Fue así como el lumpen, y con él sus prejuicios, sus resabios, sus resentimientos y odios se fueron adhiriendo a una idea de un socialismo desdibujado, presupuesto, ideologizado y fanático, más cercano a la venganza que a la justicia social; al despotismo estatista que a la libertad; al militarismo que a la civilidad; al fanatismo religioso que al pensamiento sensu stricto. No una sociedad para fraternizar, sino una sociedad en la que impera la violencia más cruda y primitiva. El más fuerte es el que roba o asesina al otro y, por ende, predomina. La “superación y conservación de la propiedad privada”, como decía Marx, se “tradujo” como su “abolición” o “destrucción”, pero no para generar, a través del trabajo digno y productivo, la creación de una riqueza suficiente, capaz de garantizar el justo y equitativo beneficio de todos, es decir, una mayor y mejor calidad de vida.
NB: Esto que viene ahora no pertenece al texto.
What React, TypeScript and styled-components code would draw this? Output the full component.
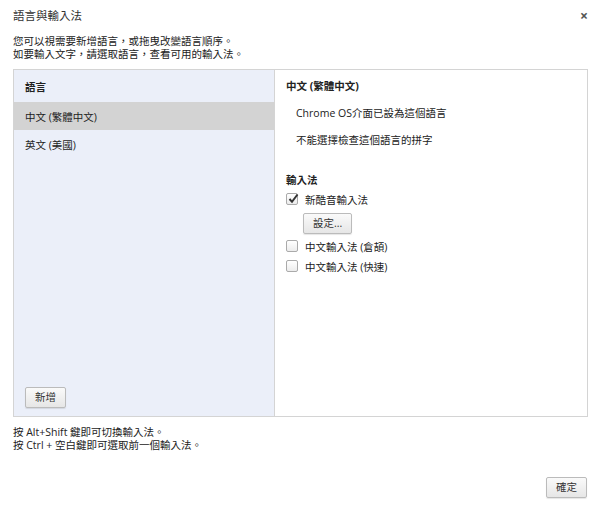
import React from "react";
import styled, { createGlobalStyle } from "styled-components";

const Global = createGlobalStyle`
  html, body { margin: 0; padding: 0; background: #fff; }
  body { font-family: "Open Sans", "Noto Sans CJK TC", sans-serif; font-size: 10.5px; color: #222; }
  * { box-sizing: border-box; }
`;

const Dialog = styled.div`
  width: 600px;
  height: 506px;
  display: flex;
  flex-direction: column;
  padding: 0 13px 0 13px;
`;

const TitleBar = styled.div`
  display: flex;
  justify-content: space-between;
  align-items: center;
  height: 28px;
`;

const Title = styled.div`
  font-size: 11.5px;
  color: #333;
  padding-top: 1px;
`;

const Close = styled.div`
  font-size: 14px;
  font-weight: bold;
  color: #555;
  margin-right: -1px;
  padding-top: 2px;
`;

const Desc = styled.div`
  margin-top: 7px;
  line-height: 13px;
`;

const Panel = styled.div`
  margin-top: 8px;
  height: 348px;
  width: 575px;
  border: 1px solid #d4d4d4;
  display: flex;
`;

const LeftPane = styled.div`
  width: 261px;
  background: #ebeff9;
  border-right: 1px solid #d4d4d4;
  display: flex;
  flex-direction: column;
`;

const ListHeader = styled.div`
  height: 32px;
  display: flex;
  align-items: center;
  padding-left: 11px;
  font-weight: bold;
`;

const ListItem = styled.div<{ $selected?: boolean }>`
  height: 28px;
  display: flex;
  align-items: center;
  padding-left: 11px;
  background: ${(p) => (p.$selected ? "#d3d3d3" : "transparent")};
`;

const LeftFooter = styled.div`
  margin-top: auto;
  padding: 0 0 8px 11px;
`;

const Button = styled.button`
  font-family: "Open Sans", "Noto Sans CJK TC", sans-serif;
  font-size: 10.5px;
  color: #333;
  height: 21px;
  padding: 0 9px;
  border: 1px solid #bbb;
  border-radius: 2px;
  background: linear-gradient(#fafafa, #e6e6e6);
  box-shadow: 0 1px 1px rgba(0, 0, 0, 0.1);
  line-height: 17px;
`;

const RightPane = styled.div`
  flex: 1;
  padding: 8px 11px;
  display: flex;
  flex-direction: column;
`;

const SectionTitle = styled.div<{ $top?: number }>`
  font-weight: bold;
  margin-top: ${(p) => p.$top ?? 0}px;
  line-height: 17px;
`;

const Note = styled.div`
  padding-left: 10px;
  margin-top: 9px;
  line-height: 18px;
`;

const CheckRow = styled.label`
  display: flex;
  align-items: center;
  gap: 7px;
  height: 20px;
`;

const Box = styled.span`
  width: 12px;
  height: 12px;
  border: 1px solid #aaa;
  border-radius: 2px;
  background: linear-gradient(#fff, #ececec);
  position: relative;
  display: inline-block;
`;

const Tick = styled.svg`
  position: absolute;
  left: 0px;
  top: -2px;
`;

const SettingsWrap = styled.div`
  padding-left: 17px;
  margin: 4px 0 2px;
`;

const Footnote = styled.div`
  margin-top: 9px;
  line-height: 13px;
`;

const BottomBar = styled.div`
  display: flex;
  justify-content: flex-end;
  margin-top: 25px;
`;

const Check = ({ checked, label }: { checked?: boolean; label: string }) => (
  <CheckRow>
    <Box>
      {checked && (
        <Tick width="13" height="13" viewBox="0 0 13 13">
          <path d="M2.5 7 L5 9.8 L10.5 2.5" fill="none" stroke="#333" strokeWidth="2" />
        </Tick>
      )}
    </Box>
    {label}
  </CheckRow>
);

export default function App() {
  return (
    <>
      <Global />
      <Dialog>
        <TitleBar>
          <Title>語言與輸入法</Title>
          <Close>×</Close>
        </TitleBar>
        <Desc>
          您可以視需要新增語言，或拖曳改變語言順序。
          <br />
          如要輸入文字，請選取語言，查看可用的輸入法。
        </Desc>
        <Panel>
          <LeftPane>
            <ListHeader>語言</ListHeader>
            <ListItem $selected>中文 (繁體中文)</ListItem>
            <ListItem>英文 (美國)</ListItem>
            <LeftFooter>
              <Button>新增</Button>
            </LeftFooter>
          </LeftPane>
          <RightPane>
            <SectionTitle>中文 (繁體中文)</SectionTitle>
            <Note>Chrome OS介面已設為這個語言</Note>
            <Note>不能選擇檢查這個語言的拼字</Note>
            <SectionTitle $top={23}>輸入法</SectionTitle>
            <Check checked label="新酷音輸入法" />
            <SettingsWrap>
              <Button>設定...</Button>
            </SettingsWrap>
            <Check label="中文輸入法 (倉頡)" />
            <Check label="中文輸入法 (快速)" />
          </RightPane>
        </Panel>
        <Footnote>
          按 Alt+Shift 鍵即可切換輸入法。
          <br />
          按 Ctrl + 空白鍵即可選取前一個輸入法。
        </Footnote>
        <BottomBar>
          <Button>確定</Button>
        </BottomBar>
      </Dialog>
    </>
  );
}
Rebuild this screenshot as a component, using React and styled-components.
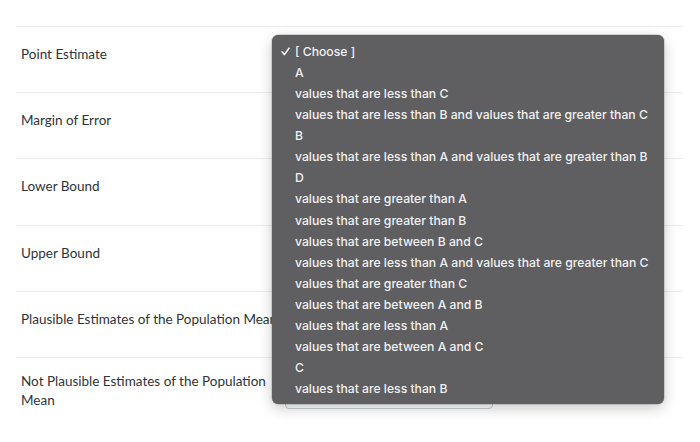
import React from "react";
import styled, { createGlobalStyle } from "styled-components";

const Global = createGlobalStyle`
  html, body { margin: 0; padding: 0; background: #ffffff; }
  body { width: 700px; height: 442px; overflow: hidden; }
`;

const Page = styled.div`
  position: relative;
  width: 700px;
  height: 442px;
  padding: 26px 17px 0 16px;
  box-sizing: border-box;
  font-family: Lato, "Open Sans", sans-serif;
`;

const Table = styled.div`
  display: flex;
  flex-direction: column;
`;

const Row = styled.div`
  display: grid;
  grid-template-columns: 269px 1fr;
  align-items: center;
  height: 66.2px;
  box-sizing: border-box;
  border-top: 1.5px solid #ececec;
  padding-bottom: ${(p) => p.$pb}px;
`;

const Label = styled.div`
  padding-left: 5px;
  font-size: 13.5px;
  line-height: 19px;
  color: #2f3439;
  white-space: ${(p) => (p.$wrap ? "normal" : "nowrap")};
`;

const SelectBox = styled.div`
  width: 208px;
  height: 36px;
  box-sizing: border-box;
  border: 1px solid #c7cdd1;
  border-radius: 4px;
  background: #fff;
`;

const Menu = styled.div`
  position: absolute;
  left: 272px;
  top: 35px;
  width: 392px;
  height: 369px;
  box-sizing: border-box;
  padding: 6px 0 0 0;
  background: #5f5f62;
  border-radius: 6px;
  box-shadow: 0 4px 14px rgba(0, 0, 0, 0.22), 0 0 0 0.5px rgba(0, 0, 0, 0.25);
  font-family: Inter, "Open Sans", sans-serif;
  display: flex;
  flex-direction: column;
`;

const Item = styled.div`
  display: flex;
  align-items: center;
  height: 21.07px;
  padding-left: 9px;
  font-size: 12.2px;
  font-weight: 500;
  color: #f1f1f1;
  white-space: nowrap;
`;

const Check = styled.span`
  width: 14px;
  display: inline-flex;
  align-items: center;
  justify-content: flex-start;
`;

const CheckIcon = () => (
  <svg width="9" height="9" viewBox="0 0 9 9">
    <path d="M1 4.8 L3.4 7.6 L8 1.2" fill="none" stroke="#f1f1f1" strokeWidth="1.6" strokeLinecap="round" strokeLinejoin="round" />
  </svg>
);

const rows = [
  "Point Estimate",
  "Margin of Error",
  "Lower Bound",
  "Upper Bound",
  "Plausible Estimates of the Population Mean",
  "Not Plausible Estimates of the Population Mean",
];

const options = [
  "[ Choose ]",
  "A",
  "values that are less than C",
  "values that are less than B and values that are greater than C",
  "B",
  "values that are less than A and values that are greater than B",
  "D",
  "values that are greater than A",
  "values that are greater than B",
  "values that are between B and C",
  "values that are less than A and values that are greater than C",
  "values that are greater than C",
  "values that are between A and B",
  "values that are less than A",
  "values that are between A and C",
  "C",
  "values that are less than B",
];

export default function App() {
  return (
    <>
      <Global />
      <Page>
        <Table>
          {rows.map((r, i) => (
            <Row key={r} $pb={i === 5 ? 0 : 10}>
              <Label $wrap={i === 5}>{r}</Label>
              <SelectBox />
            </Row>
          ))}
        </Table>
        <Menu>
          {options.map((o, i) => (
            <Item key={i}>
              <Check>{i === 0 ? <CheckIcon /> : null}</Check>
              {o}
            </Item>
          ))}
        </Menu>
      </Page>
    </>
  );
}
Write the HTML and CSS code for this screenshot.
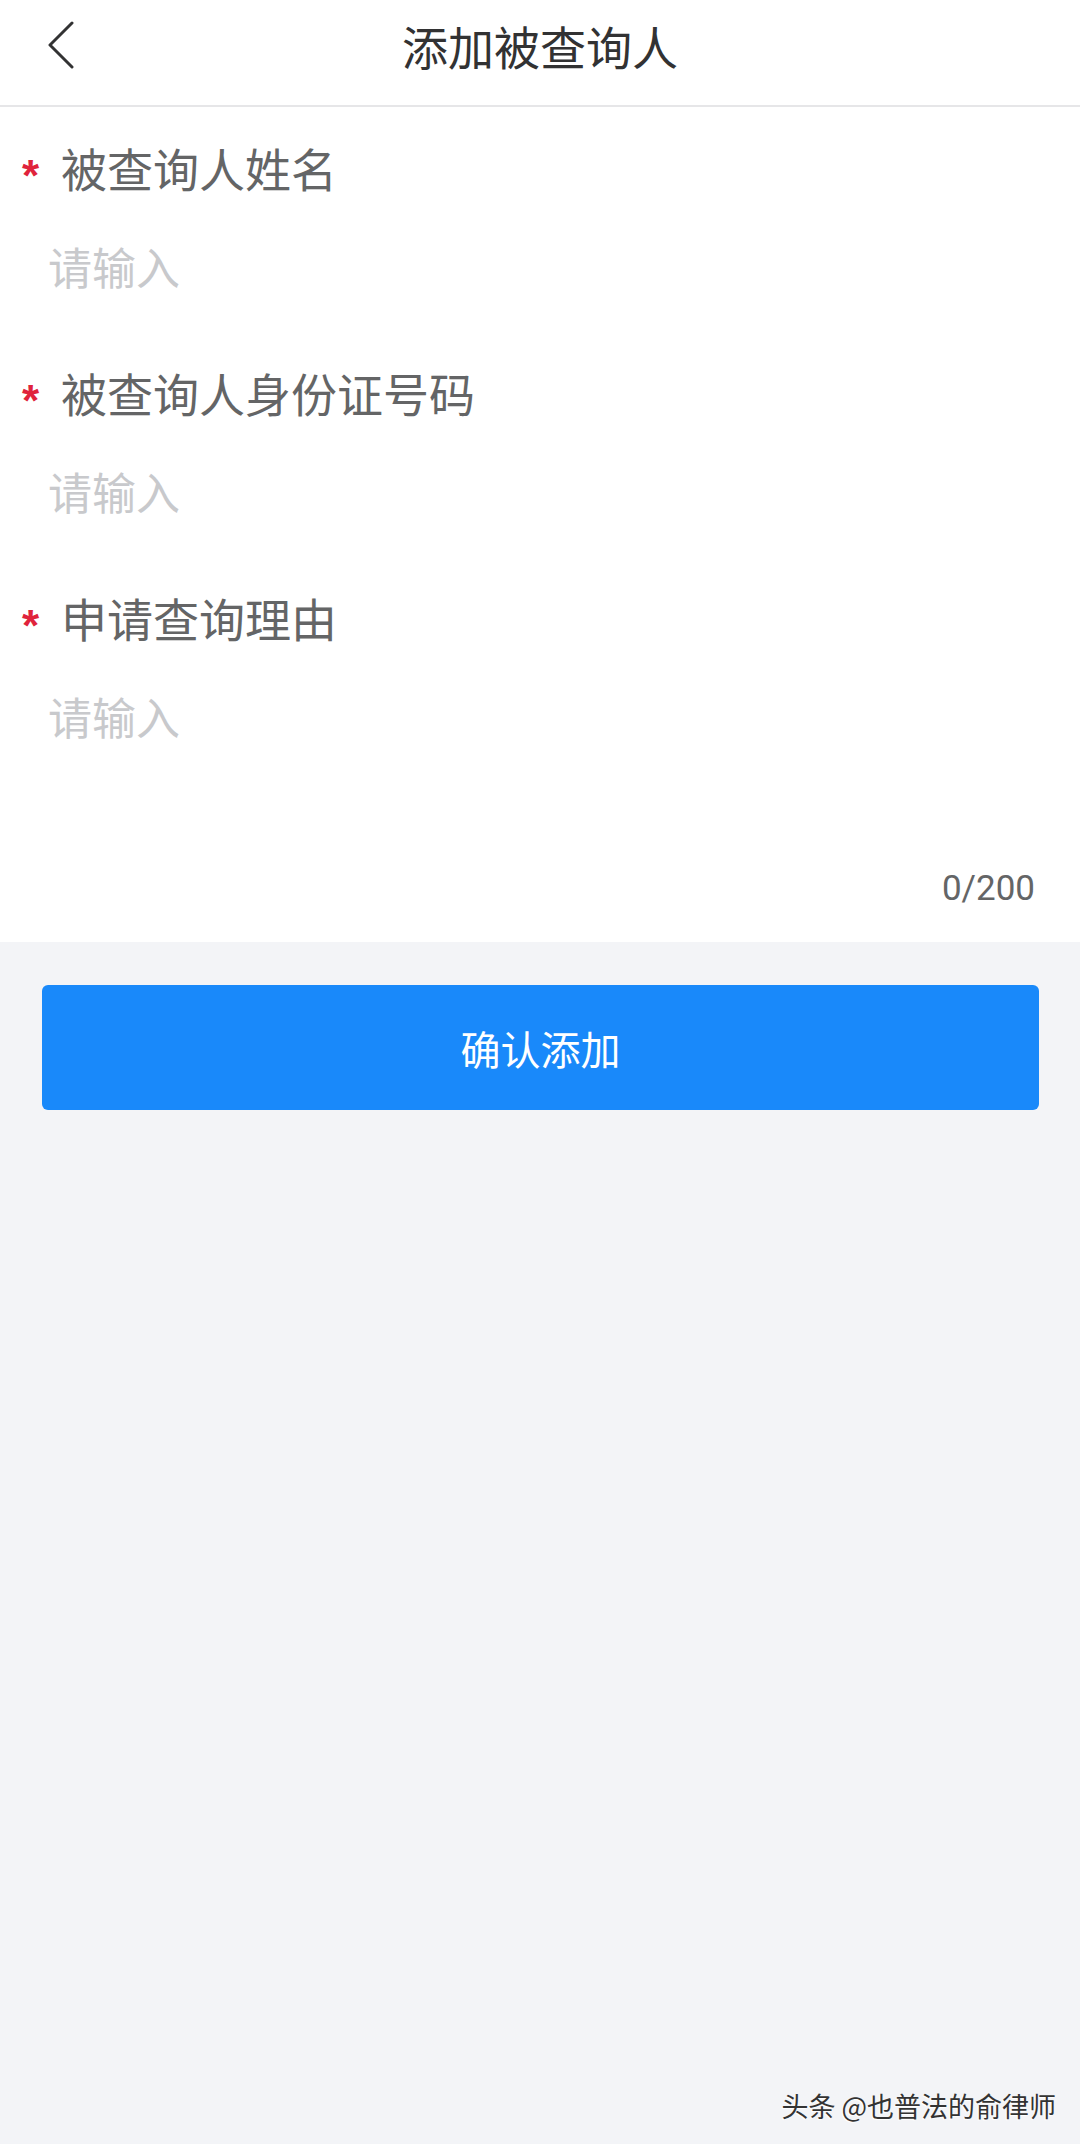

No: “abolir” la propiedad privada significa, ahora, destruir la producción, paralizarla y, en consecuencia, acabar con la riqueza, depauperar la sociedad, hacerla pobre hasta la miseria e igualar a las mayorías “por abajo”. Juzgue el lector el grado de pobreza existente.
Decía Marx, siguiendo a Hegel, que ser es hacer, que las “fuerzas productivas” –la sociedad civil– constituían un determinado “ser social” y que a este le correspondía una determinada sobrestructura política y jurídica, una determinada conciencia social, en la cual se reflejaba su ser. “Lo que es es la razón”. Si los caminos de Dios son extraños, lo mismo se puede afirmar de los caminos de la razón. ¿Cómo puede atender al nombre de razón este curioso léxico de la pobreza, este pastiche que ha servido de guía y garantía para la ruina más palmaria del ser social? ¿Será tan “astuta” la razón como para permitir avizorar, no sin paciencia, el camino que conduzca finalmente a la salida de este laberinto? Educar –“intelligere”– parece ser el camino adecuado. No hay ser sin conciencia ni conciencia sin formación. Un nuevo léxico es imprescindible. Los “opuestos” tienen, entre sus manos, la palabra.